═══ Material provided
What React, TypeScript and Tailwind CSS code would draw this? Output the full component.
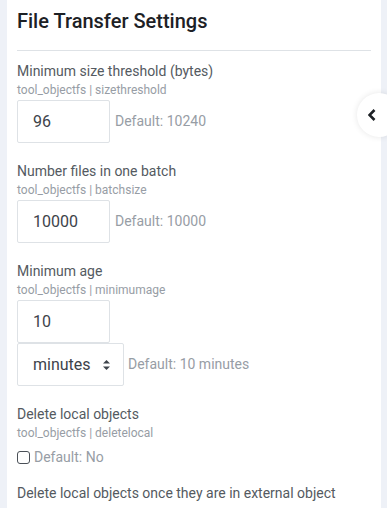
export default function App() {
  return (
    <div className="relative h-[508px] w-full overflow-hidden bg-[#eef1f7] font-['Roboto',sans-serif]">
      <div className="ml-[7px] h-full w-[374px] bg-white px-[10px]">
        <h2 className="pt-[6px] text-[20px] leading-[30px] font-medium text-[#1d2125]">
          File Transfer Settings
        </h2>
        <hr className="mt-[14px] border-t border-[#dee2e6]" />

        <div className="mt-[10px]">
          <div className="text-[14px] leading-[20px] text-[#545a61]">Minimum size threshold (bytes)</div>
          <div className="text-[12px] leading-[18px] text-[#979da5]">tool_objectfs | sizethreshold</div>
          <div className="mt-[1px] flex items-center gap-[5px]">
            <div className="flex h-[43px] w-[93px] items-center rounded-[2px] border border-[#dee2e6] px-[15px] text-[16px] text-[#3d434a]">
              96
            </div>
            <span className="text-[14px] text-[#979da5]">Default: 10240</span>
          </div>
        </div>

        <div className="mt-[18px]">
          <div className="text-[14px] leading-[20px] text-[#545a61]">Number files in one batch</div>
          <div className="text-[12px] leading-[18px] text-[#979da5]">tool_objectfs | batchsize</div>
          <div className="mt-[1px] flex items-center gap-[5px]">
            <div className="flex h-[43px] w-[93px] items-center rounded-[2px] border border-[#dee2e6] px-[15px] text-[16px] text-[#3d434a]">
              10000
            </div>
            <span className="text-[14px] text-[#979da5]">Default: 10000</span>
          </div>
        </div>

        <div className="mt-[18px]">
          <div className="text-[14px] leading-[20px] text-[#545a61]">Minimum age</div>
          <div className="text-[12px] leading-[18px] text-[#979da5]">tool_objectfs | minimumage</div>
          <div className="mt-[1px] flex h-[43px] w-[93px] items-center rounded-[2px] border border-[#dee2e6] px-[15px] text-[16px] text-[#3d434a]">
            10
          </div>
          <div className="flex items-center gap-[4px]">
            <div className="flex h-[43px] w-[107px] items-center justify-between rounded-[2px] border border-[#dee2e6] pr-[13px] pl-[15px] text-[16px] text-[#3d434a]">
              <span>minutes</span>
              <svg width="7" height="10" viewBox="0 0 7 10" className="fill-[#3d434a]">
                <polygon points="3.5,0 7,3.6 0,3.6" />
                <polygon points="0,6.4 7,6.4 3.5,10" />
              </svg>
            </div>
            <span className="text-[14px] text-[#979da5]">Default: 10 minutes</span>
          </div>
        </div>

        <div className="mt-[18px]">
          <div className="text-[14px] leading-[20px] text-[#545a61]">Delete local objects</div>
          <div className="text-[12px] leading-[18px] text-[#979da5]">tool_objectfs | deletelocal</div>
          <div className="mt-[5px] flex h-[20px] items-center gap-[4px]">
            <span className="h-[13px] w-[13px] rounded-[3px] border-[1.5px] border-[#4a5057]" />
            <span className="text-[14px] text-[#979da5]">Default: No</span>
          </div>
        </div>

        <div className="mt-[16px] text-[14px] leading-[20px] text-[#545a61]">
          Delete local objects once they are in external object
        </div>
      </div>

      <button className="absolute top-[93px] left-[357px] flex h-[44px] w-[44px] items-center rounded-full bg-white pl-[11px] shadow-[0_0_6px_rgba(0,0,0,0.1)]">
        <svg width="8" height="12" viewBox="0 0 8 12" fill="none">
          <polyline points="6.5,1 1.5,6 6.5,11" stroke="#1d2125" strokeWidth="2.6" strokeLinejoin="miter" />
        </svg>
      </button>
    </div>
  );
}
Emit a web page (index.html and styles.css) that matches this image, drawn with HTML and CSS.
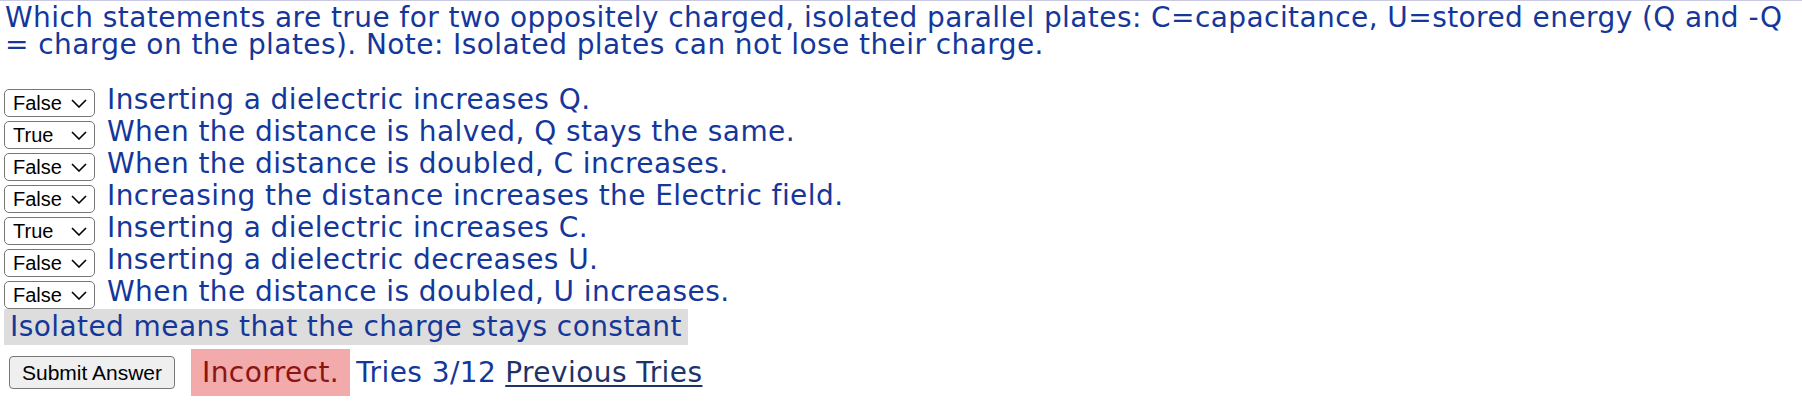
FILE: index.html
```html
<!DOCTYPE html>
<html>
<head>
<meta charset="utf-8">
<link rel="stylesheet" href="styles.css">
</head>
<body>
<div class="page">
  <p class="question">Which statements are true for two oppositely charged, isolated parallel plates: C=capacitance, U=stored energy (Q and -Q = charge on the plates). Note: Isolated plates can not lose their charge.</p>
  <div class="items">
    <div class="row"><select class="tf"><option>False</option><option>True</option></select><span class="stmt">Inserting a dielectric increases Q.</span></div>
    <div class="row"><select class="tf"><option>True</option><option>False</option></select><span class="stmt">When the distance is halved, Q stays the same.</span></div>
    <div class="row"><select class="tf"><option>False</option><option>True</option></select><span class="stmt">When the distance is doubled, C increases.</span></div>
    <div class="row"><select class="tf"><option>False</option><option>True</option></select><span class="stmt">Increasing the distance increases the Electric field.</span></div>
    <div class="row"><select class="tf"><option>True</option><option>False</option></select><span class="stmt">Inserting a dielectric increases C.</span></div>
    <div class="row"><select class="tf"><option>False</option><option>True</option></select><span class="stmt">Inserting a dielectric decreases U.</span></div>
    <div class="row"><select class="tf"><option>False</option><option>True</option></select><span class="stmt">When the distance is doubled, U increases.</span></div>
  </div>
  <div class="hint">Isolated means that the charge stays constant</div>
  <div class="actions">
    <button class="submit">Submit Answer</button>
    <span class="verdict">Incorrect.</span>
    <span class="tries">Tries 3/12</span>
    <a class="prev" href="#">Previous Tries</a>
  </div>
</div>
</body>
</html>
```
FILE: styles.css
```css
html, body {
  margin: 0;
  padding: 0;
  background: #ffffff;
}
body {
  border-top: 1px solid #c9c9e2;
}
.page {
  padding: 0 4px;
  font-family: "DejaVu Sans", Verdana, sans-serif;
  font-size: 28px;
  letter-spacing: 0.42px;
  color: #15379a;
}
.question {
  margin: 0;
  padding-top: 3px;
  padding-left: 1px;
  line-height: 27px;
}
.items {
  margin-top: 31px;
  display: flex;
  flex-direction: column;
  gap: 4px;
}
.row {
  display: flex;
  align-items: center;
  height: 28px;
}
.tf {
  appearance: none;
  -webkit-appearance: none;
  width: 91px;
  height: 28px;
  box-sizing: border-box;
  border: 1px solid #767676;
  border-radius: 5px;
  background-color: #ffffff;
  background-image: url("data:image/svg+xml;utf8,<svg xmlns='http://www.w3.org/2000/svg' width='16' height='9' viewBox='0 0 16 9'><path d='M1 1 L8 8 L15 1' fill='none' stroke='black' stroke-width='1.6'/></svg>");
  background-repeat: no-repeat;
  background-position: right 7px center;
  font-family: "Liberation Sans", Arial, sans-serif;
  font-size: 20px;
  letter-spacing: 0;
  color: #000;
  padding: 0 0 0 8px;
  margin: 0;
  flex: none;
}
.stmt {
  margin-left: 12px;
  line-height: 20px;
  position: relative;
  top: -3px;
}
.hint {
  display: inline-block;
  margin-top: 0;
  background: #dddddd;
  padding: 3px 6px 3px 6px;
  line-height: 30px;
}
.actions {
  margin-top: 4px;
  display: flex;
  align-items: center;
}
.submit {
  margin-left: 5px;
  width: 166px;
  height: 33px;
  box-sizing: border-box;
  border: 1px solid #767676;
  border-radius: 4px;
  background: #efefef;
  font-family: "Liberation Sans", Arial, sans-serif;
  font-size: 21px;
  letter-spacing: 0;
  color: #000;
  padding: 0;
}
.verdict {
  margin-left: 16px;
  background: #f2aaaa;
  color: #8b1414;
  padding: 0 11px 0 11px;
  line-height: 47px;
}
.tries {
  margin-left: 6px;
}
.prev {
  margin-left: 9px;
  color: #1c3468;
  text-decoration: underline;
  text-underline-offset: 3px;
  text-decoration-thickness: 2px;
}
```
══════
» **What is required**: All records above are to be printed exactly, minus the pictures they contain.

» **Answer below**:
What React, TypeScript and Tailwind CSS code would draw this? Output the full component.
export default function App() {
  return (
    <div className="relative h-[508px] w-full overflow-hidden bg-[#eef1f7] font-['Roboto',sans-serif]">
      <div className="ml-[7px] h-full w-[374px] bg-white px-[10px]">
        <h2 className="pt-[6px] text-[20px] leading-[30px] font-medium text-[#1d2125]">
          File Transfer Settings
        </h2>
        <hr className="mt-[14px] border-t border-[#dee2e6]" />

        <div className="mt-[10px]">
          <div className="text-[14px] leading-[20px] text-[#545a61]">Minimum size threshold (bytes)</div>
          <div className="text-[12px] leading-[18px] text-[#979da5]">tool_objectfs | sizethreshold</div>
          <div className="mt-[1px] flex items-center gap-[5px]">
            <div className="flex h-[43px] w-[93px] items-center rounded-[2px] border border-[#dee2e6] px-[15px] text-[16px] text-[#3d434a]">
              96
            </div>
            <span className="text-[14px] text-[#979da5]">Default: 10240</span>
          </div>
        </div>

        <div className="mt-[18px]">
          <div className="text-[14px] leading-[20px] text-[#545a61]">Number files in one batch</div>
          <div className="text-[12px] leading-[18px] text-[#979da5]">tool_objectfs | batchsize</div>
          <div className="mt-[1px] flex items-center gap-[5px]">
            <div className="flex h-[43px] w-[93px] items-center rounded-[2px] border border-[#dee2e6] px-[15px] text-[16px] text-[#3d434a]">
              10000
            </div>
            <span className="text-[14px] text-[#979da5]">Default: 10000</span>
          </div>
        </div>

        <div className="mt-[18px]">
          <div className="text-[14px] leading-[20px] text-[#545a61]">Minimum age</div>
          <div className="text-[12px] leading-[18px] text-[#979da5]">tool_objectfs | minimumage</div>
          <div className="mt-[1px] flex h-[43px] w-[93px] items-center rounded-[2px] border border-[#dee2e6] px-[15px] text-[16px] text-[#3d434a]">
            10
          </div>
          <div className="flex items-center gap-[4px]">
            <div className="flex h-[43px] w-[107px] items-center justify-between rounded-[2px] border border-[#dee2e6] pr-[13px] pl-[15px] text-[16px] text-[#3d434a]">
              <span>minutes</span>
              <svg width="7" height="10" viewBox="0 0 7 10" className="fill-[#3d434a]">
                <polygon points="3.5,0 7,3.6 0,3.6" />
                <polygon points="0,6.4 7,6.4 3.5,10" />
              </svg>
            </div>
            <span className="text-[14px] text-[#979da5]">Default: 10 minutes</span>
          </div>
        </div>

        <div className="mt-[18px]">
          <div className="text-[14px] leading-[20px] text-[#545a61]">Delete local objects</div>
          <div className="text-[12px] leading-[18px] text-[#979da5]">tool_objectfs | deletelocal</div>
          <div className="mt-[5px] flex h-[20px] items-center gap-[4px]">
            <span className="h-[13px] w-[13px] rounded-[3px] border-[1.5px] border-[#4a5057]" />
            <span className="text-[14px] text-[#979da5]">Default: No</span>
          </div>
        </div>

        <div className="mt-[16px] text-[14px] leading-[20px] text-[#545a61]">
          Delete local objects once they are in external object
        </div>
      </div>

      <button className="absolute top-[93px] left-[357px] flex h-[44px] w-[44px] items-center rounded-full bg-white pl-[11px] shadow-[0_0_6px_rgba(0,0,0,0.1)]">
        <svg width="8" height="12" viewBox="0 0 8 12" fill="none">
          <polyline points="6.5,1 1.5,6 6.5,11" stroke="#1d2125" strokeWidth="2.6" strokeLinejoin="miter" />
        </svg>
      </button>
    </div>
  );
}
Emit a web page (index.html and styles.css) that matches this image, drawn with HTML and CSS.
FILE: index.html
```html
<!DOCTYPE html>
<html>
<head>
<meta charset="utf-8">
<link rel="stylesheet" href="styles.css">
</head>
<body>
<div class="page">
  <p class="question">Which statements are true for two oppositely charged, isolated parallel plates: C=capacitance, U=stored energy (Q and -Q = charge on the plates). Note: Isolated plates can not lose their charge.</p>
  <div class="items">
    <div class="row"><select class="tf"><option>False</option><option>True</option></select><span class="stmt">Inserting a dielectric increases Q.</span></div>
    <div class="row"><select class="tf"><option>True</option><option>False</option></select><span class="stmt">When the distance is halved, Q stays the same.</span></div>
    <div class="row"><select class="tf"><option>False</option><option>True</option></select><span class="stmt">When the distance is doubled, C increases.</span></div>
    <div class="row"><select class="tf"><option>False</option><option>True</option></select><span class="stmt">Increasing the distance increases the Electric field.</span></div>
    <div class="row"><select class="tf"><option>True</option><option>False</option></select><span class="stmt">Inserting a dielectric increases C.</span></div>
    <div class="row"><select class="tf"><option>False</option><option>True</option></select><span class="stmt">Inserting a dielectric decreases U.</span></div>
    <div class="row"><select class="tf"><option>False</option><option>True</option></select><span class="stmt">When the distance is doubled, U increases.</span></div>
  </div>
  <div class="hint">Isolated means that the charge stays constant</div>
  <div class="actions">
    <button class="submit">Submit Answer</button>
    <span class="verdict">Incorrect.</span>
    <span class="tries">Tries 3/12</span>
    <a class="prev" href="#">Previous Tries</a>
  </div>
</div>
</body>
</html>
```
FILE: styles.css
```css
html, body {
  margin: 0;
  padding: 0;
  background: #ffffff;
}
body {
  border-top: 1px solid #c9c9e2;
}
.page {
  padding: 0 4px;
  font-family: "DejaVu Sans", Verdana, sans-serif;
  font-size: 28px;
  letter-spacing: 0.42px;
  color: #15379a;
}
.question {
  margin: 0;
  padding-top: 3px;
  padding-left: 1px;
  line-height: 27px;
}
.items {
  margin-top: 31px;
  display: flex;
  flex-direction: column;
  gap: 4px;
}
.row {
  display: flex;
  align-items: center;
  height: 28px;
}
.tf {
  appearance: none;
  -webkit-appearance: none;
  width: 91px;
  height: 28px;
  box-sizing: border-box;
  border: 1px solid #767676;
  border-radius: 5px;
  background-color: #ffffff;
  background-image: url("data:image/svg+xml;utf8,<svg xmlns='http://www.w3.org/2000/svg' width='16' height='9' viewBox='0 0 16 9'><path d='M1 1 L8 8 L15 1' fill='none' stroke='black' stroke-width='1.6'/></svg>");
  background-repeat: no-repeat;
  background-position: right 7px center;
  font-family: "Liberation Sans", Arial, sans-serif;
  font-size: 20px;
  letter-spacing: 0;
  color: #000;
  padding: 0 0 0 8px;
  margin: 0;
  flex: none;
}
.stmt {
  margin-left: 12px;
  line-height: 20px;
  position: relative;
  top: -3px;
}
.hint {
  display: inline-block;
  margin-top: 0;
  background: #dddddd;
  padding: 3px 6px 3px 6px;
  line-height: 30px;
}
.actions {
  margin-top: 4px;
  display: flex;
  align-items: center;
}
.submit {
  margin-left: 5px;
  width: 166px;
  height: 33px;
  box-sizing: border-box;
  border: 1px solid #767676;
  border-radius: 4px;
  background: #efefef;
  font-family: "Liberation Sans", Arial, sans-serif;
  font-size: 21px;
  letter-spacing: 0;
  color: #000;
  padding: 0;
}
.verdict {
  margin-left: 16px;
  background: #f2aaaa;
  color: #8b1414;
  padding: 0 11px 0 11px;
  line-height: 47px;
}
.tries {
  margin-left: 6px;
}
.prev {
  margin-left: 9px;
  color: #1c3468;
  text-decoration: underline;
  text-underline-offset: 3px;
  text-decoration-thickness: 2px;
}
```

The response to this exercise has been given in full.